Перелезаю через забор, обхожу дом с правой стороны по занесённому снегом саду. Растения и клумбы заботливо укрыты от холодов почившим в бозе хозяином. На статуях – снежные шапки. Весной должно быть очень красиво.
И тут есть собачья конура. С полустёртой надписью «Пинки». Ржавая цепь, утонувшая в снегу. Знакомая картинка. Я такое уже видел. И так и не узнал судьбу животного.
Дорожку никто не прочистил, но мне это и не нужно – и так полные ботинки снега. Перед самым входом снимаю куртку, чтобы было удобнее двигаться. Перещёлкиваю Glock в боевой режим и тихо толкаю дверь плечом.

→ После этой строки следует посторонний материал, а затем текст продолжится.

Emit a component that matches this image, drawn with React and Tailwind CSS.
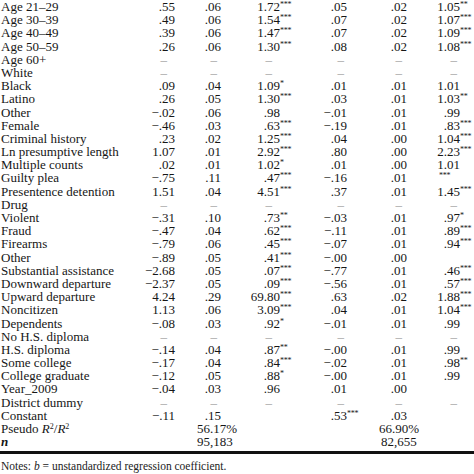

Зря осторожничал, в доме ревёт музыка, басы отбивают животный ритм. Чара не видно, но я и не надеялся его встретить. Даже наоборот, он помешает.
Заглядываю в кухню. Там сразу меня встречает разврат. Отмечаю просто и сухо: «не птенчик». Вообще, похоже, девушка. Меня парочка не замечает, и добро.
Иду дальше через анфиладу комнат, кажется, при таком освещении и кондиции находящихся там людей, вполне схожу за своего. Дым кальянов и бонгов явно от гашиша, выдалбливающий последние остатки сознания бит, имеющий разные источники, отчего треки смешиваются в какофонию, создаёт ощущение давления на мозг.
Меня всего один раз окликнули, и то, наверное, хотели послать за пивом на кухню. Я не отозвался, и на меня забили. Я лишь отметил, что среди работающих «девочек» в этой комнате, бо́льшая часть которых была мальчиками, птенчика не было. Чара я тоже не встретил. Значит – дальше. В ту самую комнату, которая когда-то была студией.